African music, dance and fashion continues to influence global pop culture, and these seven examples prove it.

Africa's impact on global pop culture was undeniable in 2018.

On several occasions, many of the biggest stars in the wold incorporated elements of youth culture from across the continent into their sound, music videos and performances, further highlighting the value of the continent's cultural exports.

Everyone from Beyoncé to Diddy to Janet Jackson drew inspiration from the culture as part of their artistry—a testament to its growing international visibility.

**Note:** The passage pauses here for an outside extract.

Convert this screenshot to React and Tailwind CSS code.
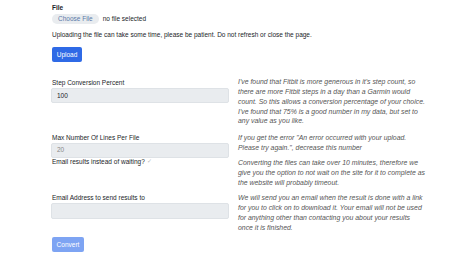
export default function App(){
  const font = {fontFamily:'"Liberation Sans", Arial, sans-serif'}
  return (
    <div className="w-[474px] h-[255px] bg-white text-[#212529] text-[6.5px] leading-[9.7px] overflow-hidden" style={font}>
      <div className="pl-[52px] pt-[3px]">
        <div className="font-bold">File</div>
        <div className="flex items-center gap-[4px] mt-[1px]">
          <span className="bg-[#e9ecef] rounded-[6px] px-[6px] h-[10px] flex items-center text-[#5b79a8]">Choose File</span>
          <span>no file selected</span>
        </div>
        <p className="mt-[6px]">Uploading the file can take some time, please be patient. Do not refresh or close the page.</p>
        <button className="mt-[8px] bg-[#2f6ae6] text-white rounded-[2px] w-[30px] h-[15px] flex items-center justify-center">Upload</button>
      </div>

      <div className="flex gap-[9px] pl-[51px] mt-[14px]">
        <div className="w-[178px] shrink-0">
          <div className="pl-[1px] mt-[2px]">Step Conversion Percent</div>
          <div className="bg-[#e9ecef] border border-[#dee2e6] rounded-[2px] h-[15px] flex items-center px-[5px]">100</div>
        </div>
        <div className="w-[187px] italic text-[#555] text-[6.9px] mt-[1px]">
          I've found that Fitbit is more generous in it's step count, so there are more Fitbit steps in a day than a Garmin would count. So this allows a conversion percentage of your choice. I've found that 75% is a good number in my data, but set to any value as you like.
        </div>
      </div>

      <div className="flex gap-[9px] pl-[51px] mt-[7px]">
        <div className="w-[178px] shrink-0">
          <div className="pl-[1px]">Max Number Of Lines Per File</div>
          <div className="bg-[#e9ecef] border border-[#dee2e6] rounded-[2px] h-[15px] flex items-center px-[5px] text-[#888]">20</div>
          <div className="pl-[1px] mt-[-0.5px] flex items-center gap-[2px]">Email results instead of waiting? <span className="text-[#bbb] text-[6px]">✓</span></div>
        </div>
        <div className="w-[187px] italic text-[#555] text-[6.9px]">
          <p>If you get the error "An error occurred with your upload. Please try again.", decrease this number</p>
          <p className="mt-[6px]">Converting the files can take over 10 minutes, therefore we give you the option to not wait on the site for it to complete as the website will probably timeout.</p>
        </div>
      </div>

      <div className="flex gap-[9px] pl-[51px] mt-[6px]">
        <div className="w-[178px] shrink-0">
          <div className="pl-[1px]">Email Address to send results to</div>
          <div className="bg-[#e9ecef] border border-[#dee2e6] rounded-[2px] h-[16px]"></div>
        </div>
        <div className="w-[187px] italic text-[#555] text-[6.9px]">
          We will send you an email when the result is done with a link for you to click on to download it. Your email will not be used for anything other than contacting you about your results once it is finished.
        </div>
      </div>

      <div className="pl-[52px] mt-[5px]">
        <button className="bg-[#7ea4f3] text-white rounded-[2px] w-[32px] h-[15px] flex items-center justify-center">Convert</button>
      </div>
    </div>
  )
}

Below are seven unforgettable moments that we covered in 2018 when African aesthetics, music, fashion dance and more crossed over into popular culture by way of some of biggest names in the industry.


Rihanna Hits the Gwara Gwara at the Grammys

Rihanna set the internet on fire this February when she hit the gwara gwara effortlessly during a performance of "Wild Thoughts" at this year's Grammys, bringing the popular South African dance to the big stage. The reactions to the megastar's performance were just as priceless as seeing her break it down on stage.

Beyoncé Pays Homage to Fela Kuti at 'Beychella'


Beyoncé, who's expressed her admiration for Fela Kuti on several occasions through her work, brought the Nigerian legend's 1976 classic "Zombie" to her historic headlining set at Coachella when she had her band perform a horn-filled rendition of the song during her unforgettable 2-hour set. It was one of the many highlights of her internet-breaking performance.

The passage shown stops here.